On aura le temps de revenir sur les «grandes politiques publiques » mises en œuvre (très peu et insignifiantes d’ailleurs) quand nous aborderons le débat des législatives. Ce qui nous intéressera d’abord, c’est un aspect savamment caché, celui de la contrainte qu’ont représentée l’exercice du pouvoir et la vie politique en général durant la période 2011 – 2019 et son incidence sur la place du pays dans le contexte et le concert régional.
Cette place a été mise en péril par des jeux politiques internes, des ingérences extérieures sur invitations de partis politiques majeurs ou alors à travers des actions diplomatiques et des déclarations qui ont abaissé la position du pays.
Enfin, les engagements pris, la politique de l’endettement à outrance pour ne pas dire une politique de la mendicité ont achevé le crédit du pays.

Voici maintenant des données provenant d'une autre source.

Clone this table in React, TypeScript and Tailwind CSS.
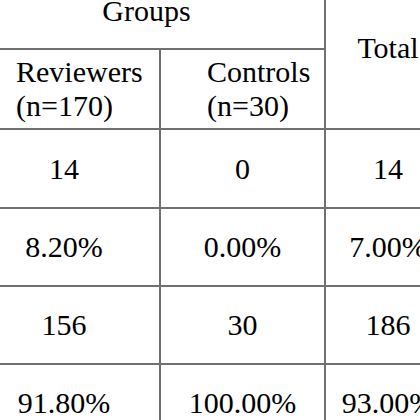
const cell =
  "flex items-center justify-center border-r-2 border-b-2 border-[#707070] font-['Liberation_Serif'] text-[30px] leading-none text-black";

const stack =
  "flex flex-col justify-center border-r-2 border-b-2 border-[#707070] font-['Liberation_Serif'] text-[30px] leading-[34px] text-black";

const rows = [
  ["14", "0", "14"],
  ["8.20%", "0.00%", "7.00%"],
  ["156", "30", "186"],
  ["91.80%", "100.00%", "93.00%"],
];

const App = () => {
  return (
    <div className="h-[420px] w-[420px] overflow-hidden bg-white">
      <div className="-mt-[32px] ml-[-31px] grid w-[483px] grid-cols-[192px_165px_126px] grid-rows-[82px_80px_79px_78px_78px_78px]">
        <div className={`${cell} col-span-2 pt-[6px]`}>Groups</div>
        <div className={`${cell} row-span-2`}>Total</div>
        <div className={`${stack} pl-[47px]`}>
          <span>Reviewers</span>
          <span>(n=170)</span>
        </div>
        <div className={`${stack} pl-[46px]`}>
          <span>Controls</span>
          <span>(n=30)</span>
        </div>
        {rows.map((row, idx) =>
          row.map((value, col) => (
            <div key={`${idx}-${col}`} className={cell}>
              {value}
            </div>
          ))
        )}
      </div>
    </div>
  );
};

export default App;
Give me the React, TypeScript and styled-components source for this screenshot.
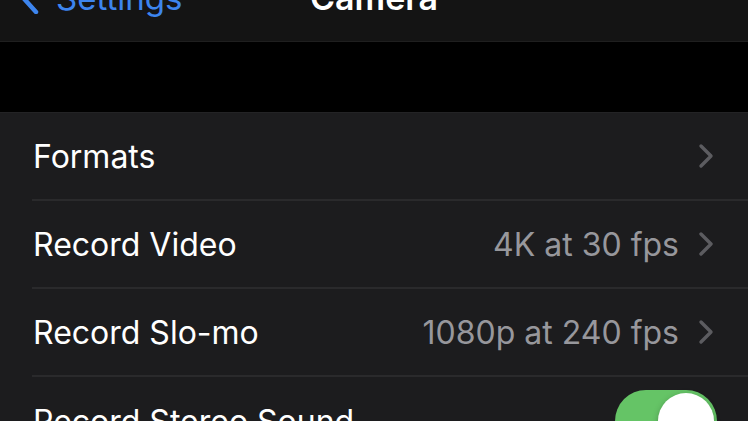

Une vie politique interne qui a détruit le crédit diplomatique du pays
En 2011, les partis de la Troïka ont entrepris de détruire les fondamentaux diplomatiques du pays. Leur lecture idéologique et assez dogmatique était motivée essentiellement par une vision à la fois idéologique et revancharde des engagements d’un Etat et de la Tunisie spécifiquement. Ayant passé la majeure partie de leur vie à l’étranger, spécifiquement dans des pays avec lesquels la Tunisie n’avait pas de profondes relations, ils sont revenus porteur d’un agenda propre à satisfaire leurs protecteurs : le Qatar, la Turquie de l’AKP, le Royaume Uni, les courants néoconservateurs américains engagés dans le reformatage du monde arabe et de l’Afrique du Nord.
Volontairement ou involontairement, Ennahdha est devenu un des vecteurs de l’action de la Turquie dans son plan de reprise des zones d’influence de la France et de l’Europe en Afrique du Nord. L’action de Marzouki, président provisoire a été d’ailleurs ouvertement favorable à la Turquie et à un micro-Etat : le Qatar. L’influence de ces nouvelles « puissances » de certains groupes idéologiques a poussé la Tunisie dans une posture qui a fait d’elle une porte ouverte vers la crise libyenne.
Dans la présidentielle qui s’ouvre, ce statut de « passage vers la Libye » pèse très lourd sur les financements extérieurs de la campagne électorale actuelle. Jamais, dans son histoire le pays n’a autant aliéné son indépendance et sa neutralité par rapport aux conflits régionaux.
L’ingérence dans la guerre civile syrienne a mis le pays dans un danger à long terme, non seulement en raison d’une implication de criminels de guerre tunisiens potentiellement en capacité de mettre en péril la sécurité du pays, mais surtout en raison de leurs crimes à l’étranger, la Tunisie pourrait être actionnée devant des tribunaux internationaux, si le consentement de l’Etat tunisien dirigé par la Troïka venait à être démontré. Leur envoi s’apparenterait alors à un envoi de mercenaires, le caractère répétitif et massif pourrait accréditer la thèse d’une agression par une troupe irrégulière. Enfin, est-il nécessaire d’évoquer les diplomaties parallèles et parasitaires de Monsieur Ghannouchi dans l’affaire libyenne ou de celle de Monsieur Marzouk dans le même dossier ?
Une porte ouverte aux ingérences extérieures
Cette diplomatie a parasité les fondamentaux du pays, notamment en ce qui concerne l’intégrité de sa décision en interne et à l’extérieur du pays. L’affaire libyenne, l’implication de la Troïka dans l’aide aux factions libyennes et l’accueil sur le sol national de blessés des membres des milices islamistes essentiellement, a fait de la Tunisie la partie prenante d’un conflit extérieur. La Tunisie a dû aliéner sa sécurité lorsqu’elle a été obligée d’accepter sur ordre de Monsieur Marzouki la venue de Marines américains suite à l’attaque de l’ambassade américaine de Tunis.
C’est un cas rare, depuis l’évacuation de la base de Bizerte par l’armée française. Plus inquiétantes sont les ingérences des pays du Golfe dans la politique intérieure, spécifiquement la politique sociale du pays par le biais d’associations caritatives dont certaines, sous couvert du caritatif, ont financé des partis politiques, des associations de prédication et d’envoi de terroristes à l’étranger.
Une diplomatie de la mendicité
C’est le dernier stade du dévoiement de la diplomatie et du bilan diplomatique de la Troïka et d’Ennahdha. Cette orientation malheureuse du temps de Bouchlaka a parasité durablement l’action du pays. Incapable de trouver des voies économiques pérennes pour le pays, ayant été de près responsables du naufrage ».